И фельдшера, и санитары, и водители. Он, слава богу, не на меня навелся, побрел за кем-то еще, кто ему поаппетитнее показался. Я в реанимацию: «Где санитарка???» – кричу. Та выходит – нормальная вроде. «Что чувствуешь?» – спрашиваю. «Да нормально все. Палец немного болел, а теперь и перестал как будто». – «Не тошнит, не рвет?» – «Да ну нет». На всякий случай изолировали ее. Я в администрацию: «Так, мол, и так, эпидемия. Чего? А хрен знает… Сумасшествия… панику не поднимать… быть готовым к поступлению – ясно, пошел готовиться.
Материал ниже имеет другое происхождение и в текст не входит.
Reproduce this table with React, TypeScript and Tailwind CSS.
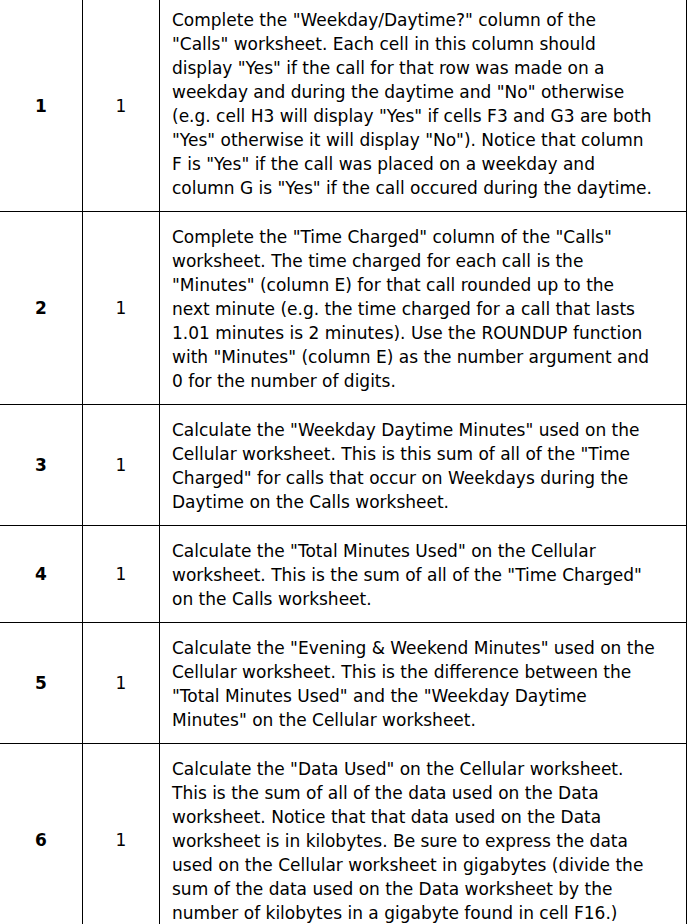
const rows: { num: string; lines: string[] }[] = [
  {
    num: '1',
    lines: [
      'Complete the "Weekday/Daytime?" column of the',
      '"Calls" worksheet. Each cell in this column should',
      'display "Yes" if the call for that row was made on a',
      'weekday and during the daytime and "No" otherwise',
      '(e.g. cell H3 will display "Yes" if cells F3 and G3 are both',
      '"Yes" otherwise it will display "No"). Notice that column',
      'F is "Yes" if the call was placed on a weekday and',
      'column G is "Yes" if the call occured during the daytime.',
    ],
  },
  {
    num: '2',
    lines: [
      'Complete the "Time Charged" column of the "Calls"',
      'worksheet. The time charged for each call is the',
      '"Minutes" (column E) for that call rounded up to the',
      'next minute (e.g. the time charged for a call that lasts',
      '1.01 minutes is 2 minutes). Use the ROUNDUP function',
      'with "Minutes" (column E) as the number argument and',
      '0 for the number of digits.',
    ],
  },
  {
    num: '3',
    lines: [
      'Calculate the "Weekday Daytime Minutes" used on the',
      'Cellular worksheet. This is this sum of all of the "Time',
      'Charged" for calls that occur on Weekdays during the',
      'Daytime on the Calls worksheet.',
    ],
  },
  {
    num: '4',
    lines: [
      'Calculate the "Total Minutes Used" on the Cellular',
      'worksheet. This is the sum of all of the "Time Charged"',
      'on the Calls worksheet.',
    ],
  },
  {
    num: '5',
    lines: [
      'Calculate the "Evening & Weekend Minutes" used on the',
      'Cellular worksheet. This is the difference between the',
      '"Total Minutes Used" and the "Weekday Daytime',
      'Minutes" on the Cellular worksheet.',
    ],
  },
  {
    num: '6',
    lines: [
      'Calculate the "Data Used" on the Cellular worksheet.',
      'This is the sum of all of the data used on the Data',
      'worksheet. Notice that that data used on the Data',
      'worksheet is in kilobytes. Be sure to express the data',
      'used on the Cellular worksheet in gigabytes (divide the',
      'sum of the data used on the Data worksheet by the',
      'number of kilobytes in a gigabyte found in cell F16.)',
    ],
  },
];

export default function App() {
  return (
    <div className="w-[687px] h-[924px] overflow-hidden bg-white text-black font-['DejaVu_Sans',sans-serif] text-[17px] leading-[24px]">
      {rows.map((row, i) => (
        <div key={row.num} className="grid grid-cols-[83px_77px_527px] border-b border-black">
          {/* task number */}
          <div className="flex items-center justify-center border-r border-black font-bold">{row.num}</div>
          {/* points */}
          <div className="flex items-center justify-center border-r border-black">1</div>
          <div className={`border-r border-black pl-[12px] pb-[11px] ${i === 0 ? 'pt-[8px]' : 'pt-[13px]'}`}>
            {row.lines.map((line, j) => (
              <div key={j} className="whitespace-nowrap">{line}</div>
            ))}
          </div>
        </div>
      ))}
    </div>
  );
}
Прихожу – первым делом: как санитарка? Нормально! Может, думаю, я пургу зря поднял? Хрен вам: тут и повалило – пошли поступать первые укушенные. Я-то спустился попробовал командовать, типа, этих немедленно изолировать, так сопровождающие же орут: «Ты что, коновал, охренел совсем, ему же хреново совсем, он же сейчас умрет совсем!!!» Вот как про «умрет» сказали, у меня в мозгах и щелкнуло, а тут и первые оборачиваться стали.
В момент двух-трех сцапали, горло им перекусили. Кровища – ты же знаешь, как из сонной артерии в потолок струя хлещет. – Помнишь того типа, которому топором шею перерубили? Ну короче, полный абзац. В обморок некоторые попадали – ясно, первыми и сожраны были. Главное, машины подъезжают и подъезжают, все выбегают – и в холл, к веселью присоединяются. Паника, а новоприбывшие думают, что так и надо. Ну теракт, типа, произошел, вот и суматоха, пока разберутся – их уже и сгрызли. Моментально в холле от мертвяков не протолкнуться стало. Я, честно скажу, не геройствовал ни разу, сразу, как первые оживать начали, и рванул подальше. Попробовал, правда, организовать эвакуацию ходячих больных через запасные пути, так народ же больной, и на голову – в первую очередь: «А куда вы нас, а мне вещи из гардероба забрать надо, а что там за шум… Зина, сходи глянь…» Мертвяки к тому времени пошли подниматься по лестницам… Короче, через полчаса больницы не стало…
– Надо было двери запирать, баррикадироваться, – задумчиво сказал Крысолов, вертя в руках пустую рюмку.
– Задним умом все крепки, – отмахнулся Старый. – Я таких историй уж сколько слышал – и как под копирку… А и не было у нас в больнице дверей с ключами: не подводная лодка с герметичными отсеками. А главное – не готовы мы были к такому. Я именно о врачах говорю, больничных причем.
– Во-во, – кивнул Дмитрий. От выпитого коньяка шрамы на его лице налились багровым огнем. – Все же думаешь – а чем помочь можно, а кого спасти. Причем работаешь по законам мирного времени: спасать наиболее тяжелых. Вот как, в одну минуту, все перевернуть и моментально определить – этот ходячий, его спасти можно, хоть ему и шестьдесят, а этот, хоть ему и двадцать, – обречен, потому как на вытяжке лежит, с переломом бедра. Этого и в военно-полевой хирургии не было. Да и с баррикадами – кардиология, правда, забаррикадировалась – только для того, чтобы у них там у инфарктника рецидив случился, и он их без помех переловил, забаррикадированных. Один только и вырвался, чтобы нам в реанимацию прибежать и рассказать.